"The Kids are Alright" is a 1966 song by The Who, about a guy who is leaving his girlfriend in the care of his friends because "Sometimes I feel I gotta get away, and I know if I don't, I'll go out of my mind." But it's ok, they won't try anything: "The kids are alright."
It's used on the soundtrack of practically every movie and tv show set in the 1970s, and in this case in the title of a 2018-2019 nostalgia tv show, The Kids are Alright, about an Irish-Catholic family in the 1970s. With 8 sons. It's like a gender-reversed Loud Family, or a double Malcolm in the Middle.
Kids aired on ABC, the worst of the big four networks for gay representation, it was cancelled after just 23 episodes, too soon for the traditional Season 2 introduction of gay characters, and nostalgia tv is usually gay-free. So I'm ot even going to look for representation. But...8 sons. If they're teenagers or young adults, that might make for some major beefcake.

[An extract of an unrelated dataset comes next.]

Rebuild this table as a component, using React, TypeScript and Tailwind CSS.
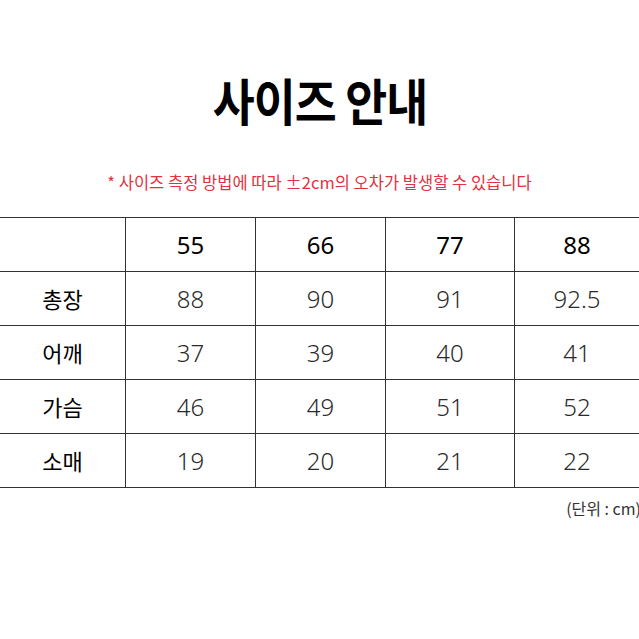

Mom and Dad are played by: Mary MacCormack and Michael Cuditz (top photo). The 8 sons are, in order:
1. Lawrence (Sam Straley). The liberal, socially-conscious one, who left seminary to "save the world." While preparing for his first date, he asks Eddie (#2, below) to go on a practice run with him, and when Eddie is drafted, he wants to go to Viet Nam too, to protect him. Maybe a gay-subtext brother-brother thing going on?

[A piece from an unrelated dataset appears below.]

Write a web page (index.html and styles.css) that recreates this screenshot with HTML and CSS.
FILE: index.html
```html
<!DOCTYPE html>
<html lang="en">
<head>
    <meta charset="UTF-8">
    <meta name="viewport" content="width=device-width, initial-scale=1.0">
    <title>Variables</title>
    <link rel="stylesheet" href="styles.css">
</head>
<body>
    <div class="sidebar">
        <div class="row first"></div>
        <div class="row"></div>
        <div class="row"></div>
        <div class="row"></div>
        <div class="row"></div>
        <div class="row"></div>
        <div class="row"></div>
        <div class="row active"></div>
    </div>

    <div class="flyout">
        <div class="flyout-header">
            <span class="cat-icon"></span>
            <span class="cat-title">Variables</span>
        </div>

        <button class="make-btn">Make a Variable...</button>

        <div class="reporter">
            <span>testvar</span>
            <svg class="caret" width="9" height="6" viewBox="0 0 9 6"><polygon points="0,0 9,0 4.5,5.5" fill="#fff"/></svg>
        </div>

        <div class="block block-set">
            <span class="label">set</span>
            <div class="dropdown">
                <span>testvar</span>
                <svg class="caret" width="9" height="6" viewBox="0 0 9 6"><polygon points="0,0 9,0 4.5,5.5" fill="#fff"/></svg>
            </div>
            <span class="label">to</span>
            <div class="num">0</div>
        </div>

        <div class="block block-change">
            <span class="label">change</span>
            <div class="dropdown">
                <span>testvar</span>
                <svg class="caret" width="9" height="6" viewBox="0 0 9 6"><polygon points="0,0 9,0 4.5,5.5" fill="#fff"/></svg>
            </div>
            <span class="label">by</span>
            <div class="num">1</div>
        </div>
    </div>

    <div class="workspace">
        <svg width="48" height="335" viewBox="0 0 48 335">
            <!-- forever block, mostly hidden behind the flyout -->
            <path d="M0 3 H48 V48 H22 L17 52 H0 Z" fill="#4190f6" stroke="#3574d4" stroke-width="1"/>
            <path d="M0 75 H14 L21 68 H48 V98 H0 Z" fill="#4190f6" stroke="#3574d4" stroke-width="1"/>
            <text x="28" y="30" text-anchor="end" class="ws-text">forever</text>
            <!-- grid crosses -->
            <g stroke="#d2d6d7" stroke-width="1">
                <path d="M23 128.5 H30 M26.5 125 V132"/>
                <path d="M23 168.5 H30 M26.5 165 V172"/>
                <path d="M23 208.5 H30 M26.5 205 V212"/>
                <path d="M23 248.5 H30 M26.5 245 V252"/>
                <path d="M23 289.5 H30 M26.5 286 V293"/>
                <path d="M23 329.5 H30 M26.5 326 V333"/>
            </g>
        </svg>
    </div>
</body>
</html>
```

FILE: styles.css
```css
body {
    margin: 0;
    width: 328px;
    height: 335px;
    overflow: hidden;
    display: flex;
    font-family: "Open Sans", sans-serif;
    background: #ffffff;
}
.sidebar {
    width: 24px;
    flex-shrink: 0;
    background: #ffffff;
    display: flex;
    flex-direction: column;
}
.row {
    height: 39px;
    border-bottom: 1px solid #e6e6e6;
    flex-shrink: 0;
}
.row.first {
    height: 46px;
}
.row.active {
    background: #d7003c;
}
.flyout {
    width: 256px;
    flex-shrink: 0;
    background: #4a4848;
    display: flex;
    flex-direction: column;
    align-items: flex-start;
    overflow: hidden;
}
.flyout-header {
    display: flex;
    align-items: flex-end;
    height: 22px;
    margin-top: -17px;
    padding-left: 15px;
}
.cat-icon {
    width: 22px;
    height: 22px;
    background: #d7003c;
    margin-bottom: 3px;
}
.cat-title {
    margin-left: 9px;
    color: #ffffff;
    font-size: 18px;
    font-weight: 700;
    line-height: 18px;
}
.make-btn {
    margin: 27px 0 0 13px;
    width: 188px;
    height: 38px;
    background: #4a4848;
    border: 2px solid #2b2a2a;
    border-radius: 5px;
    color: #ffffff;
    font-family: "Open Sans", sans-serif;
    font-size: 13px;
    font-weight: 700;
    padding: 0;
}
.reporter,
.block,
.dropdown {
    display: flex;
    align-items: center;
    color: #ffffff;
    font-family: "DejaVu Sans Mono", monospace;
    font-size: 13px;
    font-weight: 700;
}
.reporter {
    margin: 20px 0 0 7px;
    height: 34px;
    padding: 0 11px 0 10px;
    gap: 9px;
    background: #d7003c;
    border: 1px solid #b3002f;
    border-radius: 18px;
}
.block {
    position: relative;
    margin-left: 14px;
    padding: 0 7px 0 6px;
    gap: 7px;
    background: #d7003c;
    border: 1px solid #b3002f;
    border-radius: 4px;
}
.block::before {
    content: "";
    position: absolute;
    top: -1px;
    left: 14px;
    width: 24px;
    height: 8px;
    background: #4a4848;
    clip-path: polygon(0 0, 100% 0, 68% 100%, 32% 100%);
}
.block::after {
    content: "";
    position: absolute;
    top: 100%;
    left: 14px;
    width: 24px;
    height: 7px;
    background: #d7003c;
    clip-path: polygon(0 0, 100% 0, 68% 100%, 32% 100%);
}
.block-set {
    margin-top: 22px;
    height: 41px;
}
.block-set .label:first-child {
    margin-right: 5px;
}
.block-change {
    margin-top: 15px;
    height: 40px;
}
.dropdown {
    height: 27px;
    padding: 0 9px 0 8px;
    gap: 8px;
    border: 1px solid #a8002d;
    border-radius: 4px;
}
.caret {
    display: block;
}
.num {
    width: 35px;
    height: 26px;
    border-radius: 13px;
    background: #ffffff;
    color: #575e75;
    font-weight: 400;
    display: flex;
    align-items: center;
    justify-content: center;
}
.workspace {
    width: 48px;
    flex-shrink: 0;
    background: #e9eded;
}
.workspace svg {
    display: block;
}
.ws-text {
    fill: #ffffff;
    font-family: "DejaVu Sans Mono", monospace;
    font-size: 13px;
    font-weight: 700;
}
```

2. Eddie (Caleb Foote). The jock. In his only centric, he and his girlfriend play mind games with Mom to keep her from finding out that they were drinking alcohol in his room.
3. Frank (Sawyer Barth). The goody-goody "I'm telling Mom!" one. According to TV Tropes, he "lacks social skills" and doesn't like being touched. But he's heterosexual: after seeing Catwoman on Batman, he takes an extra long time in the shower.
4. Joey (Christopher Paul Richards. left). The absurdly hetero-horny one: he schemes to see Barbara Eden flash a boob on a Bob Hope tv special, and builds a tree house so he can watch the lady next door undress.
5. Timmy (Jack Gore, left), the focus character who narrates as an adult. A ventriloquist's dummy is his constant companion, and he has various show business-related centrics, which paint him as somewhat deviant. But no one thinks that he's gay: when Mom and Dad discover glue splashed on a woman's clothing catalog, they assume that he has been masturbating (actually he is making puppets). \
6. William (Andy Walken). The 12-year old bookworm of the family. Only one centric: he loses interest in Catholicism, so his mom tries to trick him into regaining his faith.
7-8. Pat, a little kid, and Andy, a baby.